Businesses can try to blame their disaster recovery systems for letting them down, but those systems weren’t designed for that purpose. Cyber resilience can only be achieved when businesses invest in a Cyber recovery strategy.

Critical requirements for post-attack recovery

Evolving regulatory requirements are forcing organisations in Europe to increase their investment into cybersecurity. But meeting the bare minimum standard is hardly enough to safeguard business data and operations in the event of an attack.

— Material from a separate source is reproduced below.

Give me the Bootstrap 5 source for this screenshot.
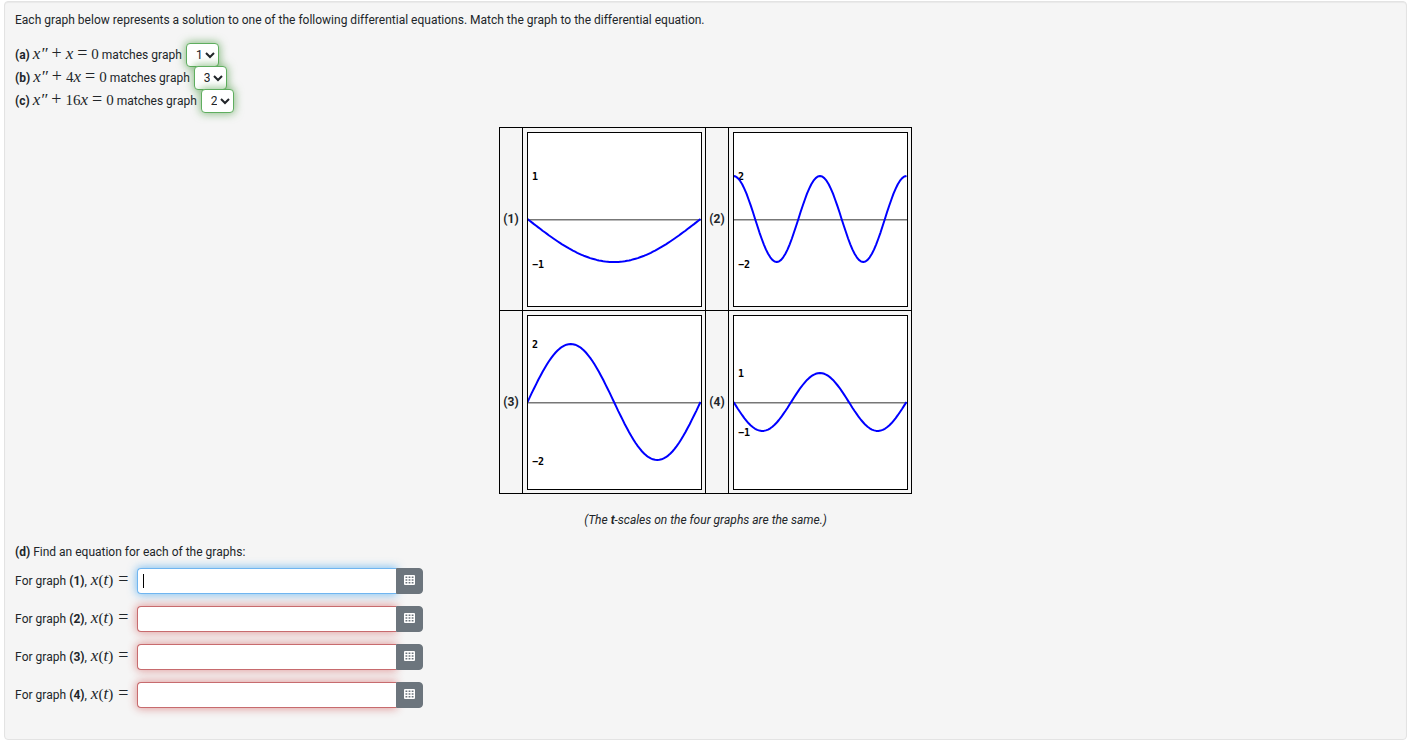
<!DOCTYPE html>
<html lang="en">
<head>
<meta charset="utf-8">
<meta name="viewport" content="width=device-width, initial-scale=1">
<title>Matching solutions of differential equations</title>
<link href="https://cdn.jsdelivr.net/npm/bootstrap@5.3.0/dist/css/bootstrap.min.css" rel="stylesheet">
<style>
body { font-family: Roboto, "Liberation Sans", sans-serif; font-size: 12px; line-height: 18px; color: #212529; background: #fff; font-kerning: none; }
.problem { margin: 1px 1px 0 4px; padding: 9px 10px 31px; background: #f5f5f5; border: 1px solid #e3e3e3; border-radius: 4px; box-shadow: inset 0 1px 1px rgba(0,0,0,.05); }
.matches { margin: 14px 0 15px; }
.match-row { height: 23px; }
.eq { font-family: "Liberation Serif", serif; font-size: 15px; gap: 4px; margin: 0 3px; }
.eq i { font-size: 17px; }
.eq .op { font-size: 18px; line-height: 16px; }
.match-row select { width: 33px; height: 24px; margin-left: 4px; padding: 0 0 0 5px; font-size: 12px; color: #212529; background: #fff; border: 1px solid #5fae5f; border-radius: 4px; box-shadow: 0 0 8px 1px rgba(70,150,60,.6); }
.graphs { border-collapse: collapse; }
.graphs th, .graphs td { border: 1px solid #000; }
.graphs th { width: 23px; text-align: center; padding: 0; }
.graphs td { padding: 4px 3px 3px 4px; }
.plot { display: block; width: 175px; height: 175px; background: #fff; border: 1px solid #000; }
.plot text { font: bold 10px "DejaVu Sans Mono", monospace; fill: #000; }
.plot .axis { stroke: #777; stroke-width: 1.4; }
.plot polyline { fill: none; stroke: #00f; stroke-width: 2; stroke-linejoin: round; }
.note { margin: 17px 0 14px; }
.answers { margin-top: 7px; gap: 12px; }
.answer-row label { width: 122px; padding-bottom: 2px; }
.answer-row .eq { gap: 5px; margin-left: 4px; }
.answer-row .form-control { flex: 0 0 259px; height: 26px; padding: 0 5px; font-size: 12px; border: 1px solid #c76b6e; border-right: 0; border-radius: 4px 0 0 4px; box-shadow: 0 0 8px 1px rgba(200,50,50,.45); }
.answer-row .form-control:focus, .answer-row .form-control.current { border-color: #70b5f0; box-shadow: 0 0 8px 1px rgba(80,170,240,.7); }
.answer-row .form-control.current { background: linear-gradient(#000, #000) 5px 5px / 1px 14px no-repeat #fff; caret-color: transparent; }
.answer-row .btn { width: 27px; height: 26px; padding: 0 0 2px; background: #6c757d; border: 1px solid #6c757d; border-radius: 0 4px 4px 0; z-index: 1; }
</style>
</head>
<body>
<main class="problem">
  <p class="m-0">Each graph below represents a solution to one of the following differential equations. Match the graph to the differential equation.</p>
  <div class="matches">
    <div class="match-row d-flex align-items-center"><label class="d-flex align-items-baseline" for="ma"><b>(a)</b><span class="eq d-inline-flex align-items-baseline"><i>x″</i><span class="op">+</span><i>x</i><span class="op">=</span><span>0</span></span>matches graph</label><select id="ma"><option>1</option><option>2</option><option>3</option><option>4</option></select></div>
    <div class="match-row d-flex align-items-center"><label class="d-flex align-items-baseline" for="mb"><b>(b)</b><span class="eq d-inline-flex align-items-baseline"><i>x″</i><span class="op">+</span><span>4<i>x</i></span><span class="op">=</span><span>0</span></span>matches graph</label><select id="mb"><option>1</option><option>2</option><option selected>3</option><option>4</option></select></div>
    <div class="match-row d-flex align-items-center"><label class="d-flex align-items-baseline" for="mc"><b>(c)</b><span class="eq d-inline-flex align-items-baseline"><i>x″</i><span class="op">+</span><span>16<i>x</i></span><span class="op">=</span><span>0</span></span>matches graph</label><select id="mc"><option>1</option><option selected>2</option><option>3</option><option>4</option></select></div>
  </div>
  <table class="graphs mx-auto">
    <tr>
      <th scope="row">(1)</th>
      <td><svg class="plot" viewBox="0 0 173 173" data-amp="-43" data-periods="0.5" data-phase="0"><path class="axis" d="M0 86.7H173"/><text x="4" y="47">1</text><text x="4" y="135">−1</text><polyline/></svg></td>
      <th scope="row">(2)</th>
      <td><svg class="plot" viewBox="0 0 173 173" data-amp="43" data-periods="2" data-phase="0.25"><path class="axis" d="M0 86.7H173"/><text x="4" y="47">2</text><text x="4" y="135">−2</text><polyline/></svg></td>
    </tr>
    <tr>
      <th scope="row">(3)</th>
      <td><svg class="plot" viewBox="0 0 173 173" data-amp="58" data-periods="1" data-phase="0"><path class="axis" d="M0 86.7H173"/><text x="4" y="32">2</text><text x="4" y="149">−2</text><polyline/></svg></td>
      <th scope="row">(4)</th>
      <td><svg class="plot" viewBox="0 0 173 173" data-amp="-29" data-periods="1.5" data-phase="0"><path class="axis" d="M0 86.7H173"/><text x="4" y="61">1</text><text x="4" y="120">−1</text><polyline/></svg></td>
    </tr>
  </table>
  <p class="note text-center fst-italic">(The <b>t</b>-scales on the four graphs are the same.)</p>
  <p class="m-0"><b>(d)</b> Find an equation for each of the graphs:</p>
  <div class="answers d-flex flex-column">
    <div class="answer-row d-flex align-items-center"><label for="x1" class="d-flex align-items-baseline">For graph&nbsp;<b>(1)</b>,<span class="eq d-inline-flex align-items-baseline"><span><i>x</i>(<i>t</i>)</span><span class="op">=</span></span></label><input id="x1" class="form-control current" type="text"><button class="btn d-flex align-items-center justify-content-center" type="button" aria-label="Equation editor"><svg width="11" height="10" viewBox="0 0 11 10"><use href="#pad"/></svg></button></div>
    <div class="answer-row d-flex align-items-center"><label for="x2" class="d-flex align-items-baseline">For graph&nbsp;<b>(2)</b>,<span class="eq d-inline-flex align-items-baseline"><span><i>x</i>(<i>t</i>)</span><span class="op">=</span></span></label><input id="x2" class="form-control" type="text"><button class="btn d-flex align-items-center justify-content-center" type="button" aria-label="Equation editor"><svg width="11" height="10" viewBox="0 0 11 10"><use href="#pad"/></svg></button></div>
    <div class="answer-row d-flex align-items-center"><label for="x3" class="d-flex align-items-baseline">For graph&nbsp;<b>(3)</b>,<span class="eq d-inline-flex align-items-baseline"><span><i>x</i>(<i>t</i>)</span><span class="op">=</span></span></label><input id="x3" class="form-control" type="text"><button class="btn d-flex align-items-center justify-content-center" type="button" aria-label="Equation editor"><svg width="11" height="10" viewBox="0 0 11 10"><use href="#pad"/></svg></button></div>
    <div class="answer-row d-flex align-items-center"><label for="x4" class="d-flex align-items-baseline">For graph&nbsp;<b>(4)</b>,<span class="eq d-inline-flex align-items-baseline"><span><i>x</i>(<i>t</i>)</span><span class="op">=</span></span></label><input id="x4" class="form-control" type="text"><button class="btn d-flex align-items-center justify-content-center" type="button" aria-label="Equation editor"><svg width="11" height="10" viewBox="0 0 11 10"><use href="#pad"/></svg></button></div>
  </div>
</main>
<svg class="position-absolute" width="0" height="0" aria-hidden="true"><symbol id="pad" viewBox="0 0 11 10"><path fill="#fff" fill-rule="evenodd" d="M1 0H10Q11 0 11 1V9Q11 10 10 10H1Q0 10 0 9V1Q0 0 1 0ZM1.5 1.5V3H3.3V1.5ZM4.6 1.5V3H6.4V1.5ZM7.7 1.5V3H9.5V1.5ZM1.5 4.2V5.8H3.3V4.2ZM4.6 4.2V5.8H6.4V4.2ZM7.7 4.2V5.8H9.5V4.2ZM1.5 7V8.5H3.3V7ZM4.6 7V8.5H6.4V7ZM7.7 7V8.5H9.5V7Z"/></symbol></svg>
<script src="https://cdn.jsdelivr.net/npm/bootstrap@5.3.0/dist/js/bootstrap.bundle.min.js"></script>
<script>
// Sample each sinusoid at even steps across its plot
document.querySelectorAll('.plot').forEach(function (p) {
  var pts = [], n = 80, d = p.dataset;
  for (var i = 0; i <= n; i++) {
    var y = 86 - d.amp * Math.sin(2 * Math.PI * (d.periods * i / n + +d.phase));
    pts.push((173 * i / n - 0.5).toFixed(1) + ',' + y.toFixed(1));
  }
  p.querySelector('polyline').setAttribute('points', pts.join(' '));
});
</script>
</body>
</html>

Effective last-line data protection requires the following:

  • An immutable copy of critical data providing a centralised, reliable, and up-to-date record enabling recovery with full data integrity
  • Physical isolation of data invisible to the network, away from attack surfaces to make your critical data invisible to unauthorised entities
  • Auditable proof of compliance to meet all applicable regulatory requirements
  • Access to a clean room where data and applications can be evaluated in a safe space prior to restoration
  • Forensics on vaulted data to provide early warning of potential corruption starting on production data. These forensics also help in identifying the source of corruption and identifying files necessary for recovery
  • Ongoing patching, reporting, and regular recovery testing to ensure recovery performance and regulatory compliance
  • Separation of duties to ensure the team managing the cyber recovery solution is not the team managing production

Managing enterprise cyber recovery environments is complex and requires a team with a significant number of years experience managing enterprise infrastructure backup and recovery solutions combined with infrastructure security. Cyber recovery is a process that needs to be exercised on a regular basis. Data needs to be forensically checked on a daily basis to reduce the dwell time exposure for organisations.